Exercise objective:
Reproduce the records below in full and without edits, omitting images.

(Code that builds pages)
- - - -

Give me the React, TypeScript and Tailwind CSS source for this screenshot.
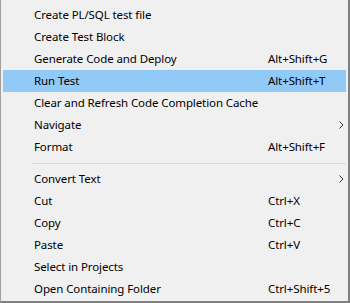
import React from "react";

type Item = { label: string; shortcut?: string; sub?: boolean; active?: boolean } | "sep";

const items: Item[] = [
  { label: "Create PL/SQL test file" },
  { label: "Create Test Block" },
  { label: "Generate Code and Deploy", shortcut: "Alt+Shift+G" },
  { label: "Run Test", shortcut: "Alt+Shift+T", active: true },
  { label: "Clear and Refresh Code Completion Cache" },
  { label: "Navigate", sub: true },
  { label: "Format", shortcut: "Alt+Shift+F" },
  "sep",
  { label: "Convert Text", sub: true },
  { label: "Cut", shortcut: "Ctrl+X" },
  { label: "Copy", shortcut: "Ctrl+C" },
  { label: "Paste", shortcut: "Ctrl+V" },
  { label: "Select in Projects" },
  { label: "Open Containing Folder", shortcut: "Ctrl+Shift+5" },
];

function Chevron() {
  return (
    <svg width="5" height="8" viewBox="0 0 5 8" className="block">
      <path d="M0.5 0.5 L4 4 L0.5 7.5" fill="none" stroke="#333" strokeWidth="1" />
    </svg>
  );
}

export default function App() {
  return (
    <div
      className="w-[350px] h-[303px] bg-[#f0f0f0] border-l border-l-[#a0a0a0] border-r-2 border-r-[#808080] border-b-2 border-b-[#808080] pt-[4px] pl-[2px] pr-[2px] text-[11.5px] tracking-[-0.1px] text-black"
      style={{ fontFamily: '"Segoe UI", "Noto Sans", sans-serif' }}
    >
      {items.map((it, i) =>
        it === "sep" ? (
          <div key={i} className="h-[10px] flex items-center pl-[29px]">
            <div className="h-px w-full bg-[#d7d7d7]" />
          </div>
        ) : (
          <div
            key={i}
            className={`h-[22px] flex items-center relative ${it.active ? "bg-[#91c9f7]" : ""}`}
          >
            <span className="pl-[31px] w-[265px] whitespace-nowrap leading-none">{it.label}</span>
            {it.shortcut && <span className="whitespace-nowrap leading-none">{it.shortcut}</span>}
            {it.sub && (
              <span className="absolute right-[2px] top-[7px]">
                <Chevron />
              </span>
            )}
          </div>
        )
      )}
    </div>
  );
}
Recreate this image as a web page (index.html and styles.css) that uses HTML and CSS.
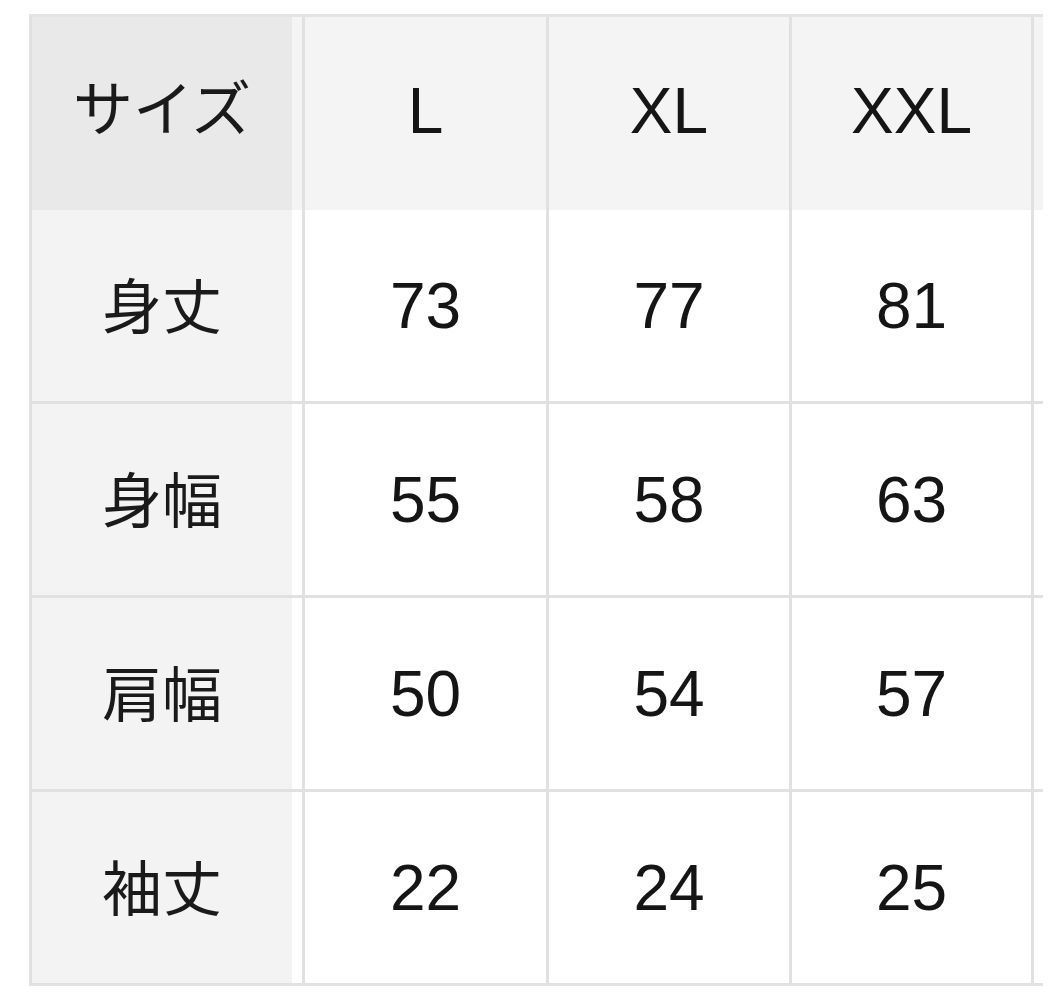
FILE: index.html
```html
<!DOCTYPE html>
<html lang="ja">
<head>
<meta charset="utf-8">
<title>サイズ表</title>
<link rel="stylesheet" href="styles.css">
</head>
<body>
<div class="table">
  <div class="row head">
    <div class="label corner">サイズ</div>
    <div class="gap"></div>
    <div class="cell c1">L</div>
    <div class="cell c2">XL</div>
    <div class="cell c3">XXL</div>
    <div class="tail"></div>
  </div>
  <div class="row">
    <div class="label">身丈</div>
    <div class="gap"></div>
    <div class="cell c1">73</div>
    <div class="cell c2">77</div>
    <div class="cell c3">81</div>
    <div class="tail"></div>
  </div>
  <div class="row">
    <div class="label">身幅</div>
    <div class="gap"></div>
    <div class="cell c1">55</div>
    <div class="cell c2">58</div>
    <div class="cell c3">63</div>
    <div class="tail"></div>
  </div>
  <div class="row">
    <div class="label">肩幅</div>
    <div class="gap"></div>
    <div class="cell c1">50</div>
    <div class="cell c2">54</div>
    <div class="cell c3">57</div>
    <div class="tail"></div>
  </div>
  <div class="row">
    <div class="label">袖丈</div>
    <div class="gap"></div>
    <div class="cell c1">22</div>
    <div class="cell c2">24</div>
    <div class="cell c3">25</div>
    <div class="tail"></div>
  </div>
</div>
</body>
</html>
```

FILE: styles.css
```css
html, body {
  margin: 0;
  padding: 0;
  background: #ffffff;
}

body {
  font-family: "Liberation Sans", "Noto Sans CJK JP", sans-serif;
  color: #151515;
}

.table {
  margin: 14px 0 0 29px;
  width: 1014px;
  display: flex;
  flex-direction: column;
}

.row {
  display: flex;
  height: 191px;
  border-bottom: 3px solid #e1e1e1;
  background: #ffffff;
}

.row.head {
  height: 193px;
  border-top: 3px solid #e4e4e4;
  border-bottom: none;
  background: #f4f4f4;
}

.label,
.cell {
  display: flex;
  align-items: center;
  justify-content: center;
  font-size: 64px;
  line-height: 1;
}

.label {
  width: 260px;
  border-left: 3px solid #e1e1e1;
  background: #f3f3f3;
  font-family: "Noto Sans CJK JP", sans-serif;
  font-size: 60px;
  font-weight: 400;
  color: #1a1a1a;
  padding-bottom: 6px;
}

.label.corner {
  background: #e9e9e9;
  padding-bottom: 18px;
}

.gap {
  width: 10px;
}

.cell {
  border-left: 3px solid #e1e1e1;
}

.head .cell {
  padding-bottom: 6px;
}

.c1 { width: 241px; }
.c2 { width: 240px; }
.c3 {
  width: 239px;
  border-right: 3px solid #e1e1e1;
}

.tail {
  width: 9px;
}
```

- - - -

Expected answer:
Give me the React, TypeScript and Tailwind CSS source for this screenshot.
import React from "react";

type Item = { label: string; shortcut?: string; sub?: boolean; active?: boolean } | "sep";

const items: Item[] = [
  { label: "Create PL/SQL test file" },
  { label: "Create Test Block" },
  { label: "Generate Code and Deploy", shortcut: "Alt+Shift+G" },
  { label: "Run Test", shortcut: "Alt+Shift+T", active: true },
  { label: "Clear and Refresh Code Completion Cache" },
  { label: "Navigate", sub: true },
  { label: "Format", shortcut: "Alt+Shift+F" },
  "sep",
  { label: "Convert Text", sub: true },
  { label: "Cut", shortcut: "Ctrl+X" },
  { label: "Copy", shortcut: "Ctrl+C" },
  { label: "Paste", shortcut: "Ctrl+V" },
  { label: "Select in Projects" },
  { label: "Open Containing Folder", shortcut: "Ctrl+Shift+5" },
];

function Chevron() {
  return (
    <svg width="5" height="8" viewBox="0 0 5 8" className="block">
      <path d="M0.5 0.5 L4 4 L0.5 7.5" fill="none" stroke="#333" strokeWidth="1" />
    </svg>
  );
}

export default function App() {
  return (
    <div
      className="w-[350px] h-[303px] bg-[#f0f0f0] border-l border-l-[#a0a0a0] border-r-2 border-r-[#808080] border-b-2 border-b-[#808080] pt-[4px] pl-[2px] pr-[2px] text-[11.5px] tracking-[-0.1px] text-black"
      style={{ fontFamily: '"Segoe UI", "Noto Sans", sans-serif' }}
    >
      {items.map((it, i) =>
        it === "sep" ? (
          <div key={i} className="h-[10px] flex items-center pl-[29px]">
            <div className="h-px w-full bg-[#d7d7d7]" />
          </div>
        ) : (
          <div
            key={i}
            className={`h-[22px] flex items-center relative ${it.active ? "bg-[#91c9f7]" : ""}`}
          >
            <span className="pl-[31px] w-[265px] whitespace-nowrap leading-none">{it.label}</span>
            {it.shortcut && <span className="whitespace-nowrap leading-none">{it.shortcut}</span>}
            {it.sub && (
              <span className="absolute right-[2px] top-[7px]">
                <Chevron />
              </span>
            )}
          </div>
        )
      )}
    </div>
  );
}
Recreate this image as a web page (index.html and styles.css) that uses HTML and CSS.
FILE: index.html
```html
<!DOCTYPE html>
<html lang="ja">
<head>
<meta charset="utf-8">
<title>サイズ表</title>
<link rel="stylesheet" href="styles.css">
</head>
<body>
<div class="table">
  <div class="row head">
    <div class="label corner">サイズ</div>
    <div class="gap"></div>
    <div class="cell c1">L</div>
    <div class="cell c2">XL</div>
    <div class="cell c3">XXL</div>
    <div class="tail"></div>
  </div>
  <div class="row">
    <div class="label">身丈</div>
    <div class="gap"></div>
    <div class="cell c1">73</div>
    <div class="cell c2">77</div>
    <div class="cell c3">81</div>
    <div class="tail"></div>
  </div>
  <div class="row">
    <div class="label">身幅</div>
    <div class="gap"></div>
    <div class="cell c1">55</div>
    <div class="cell c2">58</div>
    <div class="cell c3">63</div>
    <div class="tail"></div>
  </div>
  <div class="row">
    <div class="label">肩幅</div>
    <div class="gap"></div>
    <div class="cell c1">50</div>
    <div class="cell c2">54</div>
    <div class="cell c3">57</div>
    <div class="tail"></div>
  </div>
  <div class="row">
    <div class="label">袖丈</div>
    <div class="gap"></div>
    <div class="cell c1">22</div>
    <div class="cell c2">24</div>
    <div class="cell c3">25</div>
    <div class="tail"></div>
  </div>
</div>
</body>
</html>
```

FILE: styles.css
```css
html, body {
  margin: 0;
  padding: 0;
  background: #ffffff;
}

body {
  font-family: "Liberation Sans", "Noto Sans CJK JP", sans-serif;
  color: #151515;
}

.table {
  margin: 14px 0 0 29px;
  width: 1014px;
  display: flex;
  flex-direction: column;
}

.row {
  display: flex;
  height: 191px;
  border-bottom: 3px solid #e1e1e1;
  background: #ffffff;
}

.row.head {
  height: 193px;
  border-top: 3px solid #e4e4e4;
  border-bottom: none;
  background: #f4f4f4;
}

.label,
.cell {
  display: flex;
  align-items: center;
  justify-content: center;
  font-size: 64px;
  line-height: 1;
}

.label {
  width: 260px;
  border-left: 3px solid #e1e1e1;
  background: #f3f3f3;
  font-family: "Noto Sans CJK JP", sans-serif;
  font-size: 60px;
  font-weight: 400;
  color: #1a1a1a;
  padding-bottom: 6px;
}

.label.corner {
  background: #e9e9e9;
  padding-bottom: 18px;
}

.gap {
  width: 10px;
}

.cell {
  border-left: 3px solid #e1e1e1;
}

.head .cell {
  padding-bottom: 6px;
}

.c1 { width: 241px; }
.c2 { width: 240px; }
.c3 {
  width: 239px;
  border-right: 3px solid #e1e1e1;
}

.tail {
  width: 9px;
}
```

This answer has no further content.